Global Apparel: Loving That Forced Labor
In the decade since I spent a year exploring the horrors of outsourcing for Out of Sight, nothing has happened to hold corporations accountable for using the most exploited possible labor other than our politics getting so much worse and having little hope of dealing with it. Still, you do what you can to publicize this stuff and here’s a story about the British company Shein using prison labor from Chinese Uyghur concentration camps and being just okey dokey about it.
The online fashion seller Shein has refused to reassure British MPs that its products do not include cotton produced in the Xinjiang region of China, which has been linked to forced Uyghur labour, prompting one MP to accuse its representative of “wilful ignorance”.

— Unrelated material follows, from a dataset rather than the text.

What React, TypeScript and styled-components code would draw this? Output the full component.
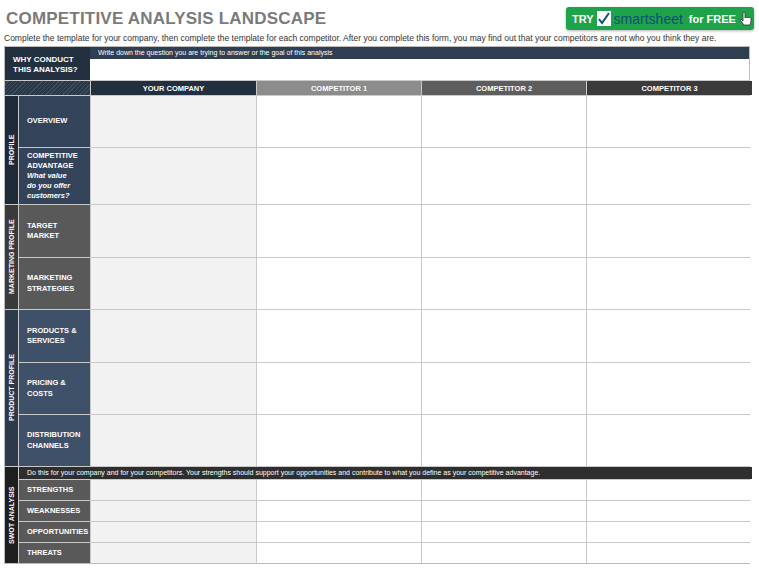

In testy exchanges before MPs on the business and trade committee, Yinan Zhu, the general counsel for Shein’s European arm, repeatedly said she was not qualified to answer questions about the fast-fashion retailer’s supply chain amid concerns from campaigners over forced labour.

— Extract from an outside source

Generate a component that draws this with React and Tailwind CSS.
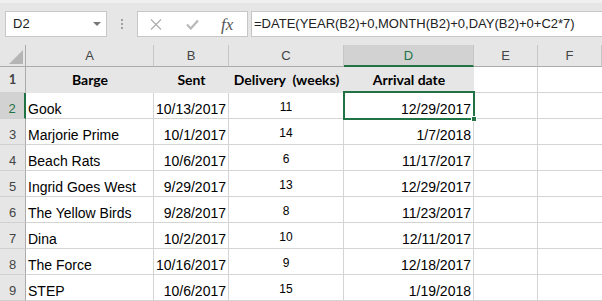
import React from "react";

const cols = [
  { key: "A", w: "w-[128px]" },
  { key: "B", w: "w-[75px]" },
  { key: "C", w: "w-[115px]" },
  { key: "D", w: "w-[130px]" },
  { key: "E", w: "w-[64px]" },
  { key: "F", w: "flex-1" },
];

const rows = [
  ["Gook", "10/13/2017", "11", "12/29/2017"],
  ["Marjorie Prime", "10/1/2017", "14", "1/7/2018"],
  ["Beach Rats", "10/6/2017", "6", "11/17/2017"],
  ["Ingrid Goes West", "9/29/2017", "13", "12/29/2017"],
  ["The Yellow Birds", "9/28/2017", "8", "11/23/2017"],
  ["Dina", "10/2/2017", "10", "12/11/2017"],
  ["The Force", "10/16/2017", "9", "12/18/2017"],
  ["STEP", "10/6/2017", "15", "1/19/2018"],
];

const RowHead = ({ n, active, center }) => (
  <div
    className={
      "w-[26px] h-[26px] shrink-0 flex justify-center leading-none text-[13px] border-b border-[#d0d0d0] " +
      (center ? "items-center " : "items-end pb-[3px] ") +
      (active
        ? "bg-[#d2d2d2] text-[#217346] border-r-2 border-r-[#217346]"
        : "bg-[#e6e6e6] text-[#444] border-r border-r-[#ababab]")
    }
  >
    {n}
  </div>
);

export default function App() {
  return (
    <div className="relative w-[602px] h-[301px] overflow-hidden bg-white font-['Liberation_Sans',Arial,sans-serif] text-[14px] text-black">
      {/* formula bar */}
      <div className="h-[45px] bg-[#e6e6e6] border-t-[3px] border-[#f0f0f0] flex items-start pt-[8px]">
        <div className="ml-[5px] w-[102px] h-[26px] shrink-0 bg-white border border-[#c6c6c6] flex items-center justify-between pl-[7px] pr-[5px]">
          <span className="text-[13px] text-[#222]">D2</span>
          <svg width="8" height="4" viewBox="0 0 8 4">
            <path d="M0 0 L8 0 L4 4 Z" fill="#777" />
          </svg>
        </div>
        <div className="w-[30px] h-[26px] shrink-0 flex flex-col items-center justify-center gap-[2px]">
          <span className="w-[2px] h-[2px] bg-[#a0a0a0]" />
          <span className="w-[2px] h-[2px] bg-[#a0a0a0]" />
          <span className="w-[2px] h-[2px] bg-[#a0a0a0]" />
        </div>
        <div className="w-[111px] h-[26px] shrink-0 bg-white border border-[#c6c6c6] flex items-center">
          <svg className="ml-[12px] shrink-0" width="12" height="11" viewBox="0 0 12 11">
            <path d="M1 0.5 L11 10.5 M11 0.5 L1 10.5" stroke="#b0b0b0" strokeWidth="1.3" />
          </svg>
          <svg className="ml-[24px] shrink-0" width="13" height="11" viewBox="0 0 13 11">
            <path d="M1 5.5 L4.8 9.5 L12 1.5" stroke="#b8b8b8" strokeWidth="2.2" fill="none" />
          </svg>
          <span className="ml-[22px] font-['Liberation_Serif',serif] italic text-[17px] text-[#555] leading-none">
            fx
          </span>
        </div>
        <div className="ml-[3px] flex-1 min-w-0 overflow-hidden whitespace-nowrap h-[26px] bg-white border-y border-l border-[#c6c6c6] flex items-center pl-[2px] text-[13px] text-[#222]">
          =DATE(YEAR(B2)+0,MONTH(B2)+0,DAY(B2)+0+C2*7)
        </div>
      </div>

      {/* column headers */}
      <div className="flex h-[22px]">
        <div className="w-[26px] h-[22px] shrink-0 bg-[#e6e6e6] border-r border-b border-[#ababab] flex items-end justify-end p-[2px]">
          <svg width="14" height="14" viewBox="0 0 14 14">
            <path d="M0 14 L14 14 L14 0 Z" fill="#b5b5b5" />
          </svg>
        </div>
        {cols.map((c) => (
          <div
            key={c.key}
            className={
              c.w +
              " h-[22px] shrink-0 flex items-center justify-center leading-none text-[13px] border-r border-[#c6c6c6] " +
              (c.key === "D"
                ? "bg-[#d2d2d2] text-[#217346] border-b-2 border-b-[#217346]"
                : "bg-[#e6e6e6] text-[#444] border-b border-b-[#ababab]")
            }
          >
            {c.key}
          </div>
        ))}
      </div>

      {/* row 1 */}
      <div className="flex font-['Lato',sans-serif] font-bold text-[14px] leading-none">
        <RowHead n={1} center />
        <div className="w-[128px] h-[26px] shrink-0 bg-[#e7e6e6] flex items-center justify-center">Barge</div>
        <div className="w-[75px] h-[26px] shrink-0 bg-[#e7e6e6] flex items-center justify-center">Sent</div>
        <div className="w-[115px] h-[26px] shrink-0 bg-[#e7e6e6] flex items-center justify-center whitespace-pre">
          Delivery  (weeks)
        </div>
        <div className="w-[130px] h-[26px] shrink-0 bg-[#e7e6e6] flex items-center justify-center">Arrival date</div>
        <div className="w-[64px] h-[26px] shrink-0 border-r border-b border-[#d4d4d4]" />
        <div className="flex-1 h-[26px] border-b border-[#d4d4d4]" />
      </div>

      {rows.map((r, i) => (
        <div key={i} className="flex leading-none">
          <RowHead n={i + 2} active={i === 0} />
          <div className="w-[128px] h-[26px] shrink-0 border-r border-b border-[#d4d4d4] flex items-end pl-[2px] pb-[2px]">{r[0]}</div>
          <div className="w-[75px] h-[26px] shrink-0 border-r border-b border-[#d4d4d4] flex items-end justify-end pr-[2px] pb-[2px]">{r[1]}</div>
          <div className="w-[115px] h-[26px] shrink-0 border-r border-b border-[#d4d4d4] flex items-end justify-center pb-[5px] text-[12px]">{r[2]}</div>
          <div className="w-[130px] h-[26px] shrink-0 border-r border-b border-[#d4d4d4] flex items-end justify-end pr-[2px] pb-[2px]">{r[3]}</div>
          <div className="w-[64px] h-[26px] shrink-0 border-r border-b border-[#d4d4d4]" />
          <div className="flex-1 h-[26px] border-b border-[#d4d4d4]" />
        </div>
      ))}

      {/* active cell D2 */}
      <div className="absolute left-[343px] top-[91px] w-[132px] h-[29px] border-2 border-[#217346]" />
      <div className="absolute left-[471px] top-[116px] w-[6px] h-[6px] bg-[#217346] border border-white" />
    </div>
  );
}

Zhu said she could not answer questions about whether Shein’s manufacturers – none of which the company owns directly – used the controversial yarn or whether any of them were based in the Xinjiang region. She said the company may be able to provide a written answer in future.

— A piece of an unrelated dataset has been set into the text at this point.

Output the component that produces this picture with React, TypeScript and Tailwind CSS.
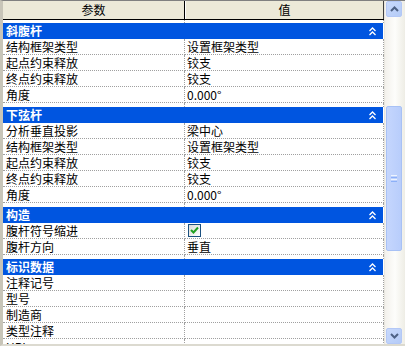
import React from 'react'

type Row = [string, string | 'CHECK']

const sections: { title: string; rows: Row[] }[] = [
  {
    title: '斜腹杆',
    rows: [
      ['结构框架类型', '设置框架类型'],
      ['起点约束释放', '铰支'],
      ['终点约束释放', '铰支'],
      ['角度', '0.000°'],
    ],
  },
  {
    title: '下弦杆',
    rows: [
      ['分析垂直投影', '梁中心'],
      ['结构框架类型', '设置框架类型'],
      ['起点约束释放', '铰支'],
      ['终点约束释放', '铰支'],
      ['角度', '0.000°'],
    ],
  },
  {
    title: '构造',
    rows: [
      ['腹杆符号缩进', 'CHECK'],
      ['腹杆方向', '垂直'],
    ],
  },
  {
    title: '标识数据',
    rows: [
      ['注释记号', ''],
      ['型号', ''],
      ['制造商', ''],
      ['类型注释', ''],
      ['URL', ''],
    ],
  },
]

function Collapse() {
  return (
    <svg width="7" height="9" viewBox="0 0 7 9" className="mr-[7px]">
      <polyline points="0.5,4 3.5,1 6.5,4" fill="none" stroke="white" strokeWidth="1.3" />
      <polyline points="0.5,8 3.5,5 6.5,8" fill="none" stroke="white" strokeWidth="1.3" />
    </svg>
  )
}

function Checkbox() {
  return (
    <div className="w-[13px] h-[13px] mt-[1px] ml-[1px] border border-[#1c5180] bg-gradient-to-br from-[#dcdcd7] to-white flex items-center justify-center">
      <svg width="9" height="9" viewBox="0 0 9 9">
        <polyline points="1,4 3.5,6.5 8,1.5" fill="none" stroke="#21a121" strokeWidth="2" />
      </svg>
    </div>
  )
}

function Gap({ h }: { h: string }) {
  return (
    <div className={`flex shrink-0 ${h}`}>
      <div className="w-[182px] border-r border-dotted border-r-[#a0a0a0]" />
      <div className="w-[199px] border-r border-dotted border-r-[#a0a0a0]" />
    </div>
  )
}

function ScrollButton({ down }: { down?: boolean }) {
  return (
    <div className="w-[16px] h-[16px] rounded-[2px] border border-[#b4c8f6] bg-gradient-to-br from-[#c8d9fc] to-[#b4cbf7] flex items-center justify-center">
      <svg width="9" height="6" viewBox="0 0 9 6">
        <polyline
          points={down ? '1,1 4.5,4.5 8,1' : '1,5 4.5,1.5 8,5'}
          fill="none"
          stroke="#4d6185"
          strokeWidth="2"
        />
      </svg>
    </div>
  )
}

export default function App() {
  return (
    <div
      className="w-[405px] h-[346px] flex bg-white overflow-hidden border-t border-t-[#808080] border-l-[3px] border-l-[#c8c5b8] border-b-[2px] border-b-[#dcdad0] text-[12px] leading-[16px] text-black"
      style={{ fontFamily: '"Noto Sans CJK SC", "Noto Sans", sans-serif' }}
    >
      <div className="w-[381px] flex flex-col overflow-hidden shrink-0">
        <div className="flex h-[19px] shrink-0 bg-[#ece9d8] border-b border-b-black">
          <div className="w-[182px] border-r border-r-black flex items-center justify-center">参数</div>
          <div className="w-[199px] border-l border-l-white border-r border-r-[#404040] flex items-center justify-center">值</div>
        </div>
        <Gap h="h-[3px]" />
        {sections.map((s, i) => (
          <React.Fragment key={s.title}>
            {i > 0 && <Gap h="h-[4px]" />}
            <div className="w-[380px] h-[16px] shrink-0 bg-[#0055e0] text-white font-bold pl-[3px] flex items-center justify-between">
              <span>{s.title}</span>
              <Collapse />
            </div>
            {s.rows.map(([k, v]) => (
              <div key={s.title + k} className="flex h-[16px] shrink-0">
                <div className="w-[182px] pl-[3px] border-r border-b border-dotted border-[#a0a0a0] whitespace-nowrap overflow-hidden">
                  {k}
                </div>
                <div className="w-[199px] pl-[2px] border-r border-b border-dotted border-[#a0a0a0] whitespace-nowrap overflow-hidden">
                  {v === 'CHECK' ? <Checkbox /> : v}
                </div>
              </div>
            ))}
          </React.Fragment>
        ))}
      </div>
      <div className="flex-1 flex flex-col pl-[1px] pb-[0px] bg-gradient-to-r from-[#f3f1ec] via-[#fdfdfb] to-[#eeede5] border-l border-l-[#e8e6de]">
        <ScrollButton />
        <div className="w-[16px] h-[89px]" />
        <div className="w-[16px] h-[145px] rounded-[2px] border border-[#a8c1f5] bg-gradient-to-r from-[#c5d6fd] to-[#b8cdfb] flex flex-col items-center justify-center gap-[1px]">
          <div className="w-[6px] h-[1px] bg-[#eef4fe]" />
          <div className="w-[6px] h-[1px] bg-[#8cb0f8]" />
          <div className="w-[6px] h-[1px] bg-[#eef4fe]" />
          <div className="w-[6px] h-[1px] bg-[#8cb0f8]" />
        </div>
        <div className="flex-1" />
        <ScrollButton down />
      </div>
    </div>
  )
}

Zhu was sent a dossier outlining links between cotton production in the region and forced labour of the Muslim minority Uyghur people.
However, she said the material, put together by the campaign group Stop Uyghur Genocide, was “not specifically relating to Shein”, which is headquartered in Singapore but founded in China where most of its products are made.
She said Shein, which is believed to be hoping to list on the London Stock Exchange this year – valued at as much as £50bn – was confident that the company met all UK laws including modern slavery rules.
Shein had initially planned to list in New York but reportedly decided on London after opposition from US politicians. Last summer, Labour indicated its support for Shein’s potential London listing.
Of course Labour would support this. Why not? There’s nothing labour about the Labour Party anymore anyway.